Let $\gcd (a, b) = g$. The Diophantine equation $ax + by= c$ has integer solutions if and only if $g \mid c$.
We also make use of Proposition (1.18).
Let $\gcd (a, b) = g$. If $g \mid c$ and $x_0, y_0$ are particular solutions of the equation $ax + by= c$, then all the other solutions of this equation are given by $$x = x_0 + (\frac{b}{g} )t \quad \text{and} \quad y= y_0 − (\frac{a}{g} )t$$ where $t$ is any integer.
(a) Here $g = \gcd(2,3)=1$ and so $g \mid 5$. Therefore, the equation has integer solutions, by Proposition 1.17.
By inspection $x_0=1$ and $y_0=1$ is a solution.

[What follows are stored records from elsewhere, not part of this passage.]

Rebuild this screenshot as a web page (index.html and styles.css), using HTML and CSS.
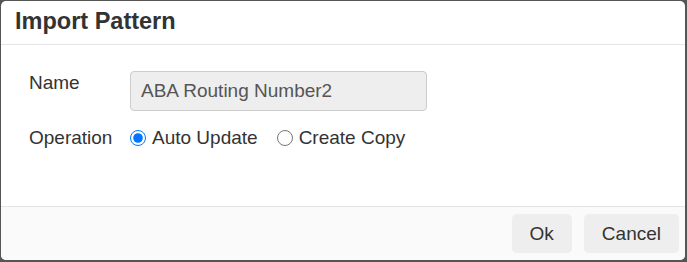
FILE: index.html
```html
<!DOCTYPE html>
<html lang="en">
<head>
<meta charset="UTF-8">
<title>Import Pattern</title>
<link rel="stylesheet" href="styles.css">
</head>
<body>
    <div class="dialog">
        <div class="dialog-header">Import Pattern</div>
        <div class="dialog-body">
            <div class="row">
                <label class="label">Name</label>
                <input type="text" class="name-input" value="ABA Routing Number2" readonly>
            </div>
            <div class="row row-op">
                <span class="label">Operation</span>
                <label class="radio"><input type="radio" name="op" checked> Auto Update</label>
                <label class="radio"><input type="radio" name="op"> Create Copy</label>
            </div>
        </div>
        <div class="dialog-footer">
            <button class="btn">Ok</button>
            <button class="btn">Cancel</button>
        </div>
    </div>
</body>
</html>
```

FILE: styles.css
```css
html, body {
    margin: 0;
    height: 100%;
}
body {
    background-color: #555;
    font-family: "Liberation Sans", Arial, sans-serif;
    color: #333;
}
.dialog {
    box-sizing: border-box;
    margin: 1px 2px 0 1px;
    height: 259px;
    background-color: #fff;
    border-radius: 5px;
    display: flex;
    flex-direction: column;
    overflow: hidden;
}
.dialog-header {
    height: 44px;
    border-bottom: 1px solid #e5e5e5;
    padding: 7px 0 0 14px;
    box-sizing: border-box;
    font-size: 23.5px;
    font-weight: bold;
}
.dialog-body {
    flex: 1;
    padding: 26px 0 0 28px;
}
.row {
    display: flex;
    align-items: flex-start;
}
.label {
    width: 101px;
    font-size: 19px;
    padding-top: 1px;
}
.name-input {
    box-sizing: border-box;
    width: 297px;
    height: 40px;
    padding: 0 10px;
    font-family: inherit;
    font-size: 19px;
    color: #555;
    background-color: #eee;
    border: 1px solid #ccc;
    border-radius: 4px;
    outline: none;
}
.row-op {
    margin-top: 16px;
    align-items: center;
}
.row-op .label {
    padding-top: 0;
}
.radio {
    font-size: 19px;
    margin-right: 19px;
    display: flex;
    align-items: center;
}
.radio input {
    margin: 0 6px 0 0;
    width: 16px;
    height: 16px;
}
.dialog-footer {
    height: 54px;
    border-top: 1px solid #e5e5e5;
    background-color: #fafafa;
    display: flex;
    justify-content: flex-end;
    align-items: flex-start;
    padding: 7px 6px 0 0;
    box-sizing: border-box;
}
.btn {
    height: 39px;
    padding: 0 18px;
    margin-left: 12px;
    font-family: inherit;
    font-size: 19px;
    color: #333;
    background-color: #eee;
    border: none;
    border-radius: 5px;
}
```
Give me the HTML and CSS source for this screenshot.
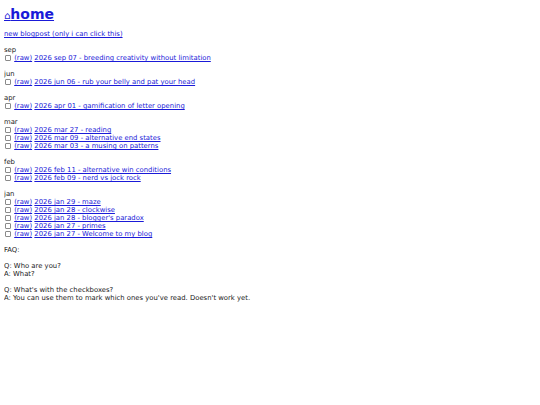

The general solution, by Proposition 1.18, is
$$ x = 1 + 3t \quad y = 1 - 2t$$
for any integer $t$.
(b) Here $g = \gcd(3,6) = 3$ and so $g \mid 9$. Therefore, the equation has integer solutions, by Proposition 1.17.
By inspection $x_0 = 1$ and $y_0 = 1$ is a solution. The general solution, by Proposition 1.19, is
$$ x = 1 + 2t \quad y = 1 - t$$
for any integer $t$.
(c) Here $g = \gcd(15,20) = 5$ and so $g \mid 10$. Therefore, the equation has integer solutions, by Proposition 1.17.
By inspection $x_0 = 10$ and $y_0 = 7$ is a solution. The general solution, by Proposition 1.19, is
$$ x = 10 -4t \quad y = 7 - 3t$$
for any integer $t$.
Note: The author's solutions look different. The scaling of $t$ is the same, but the constants are different. We can shift the constants from $x$ and $y$ scaling according to the given equation to solve.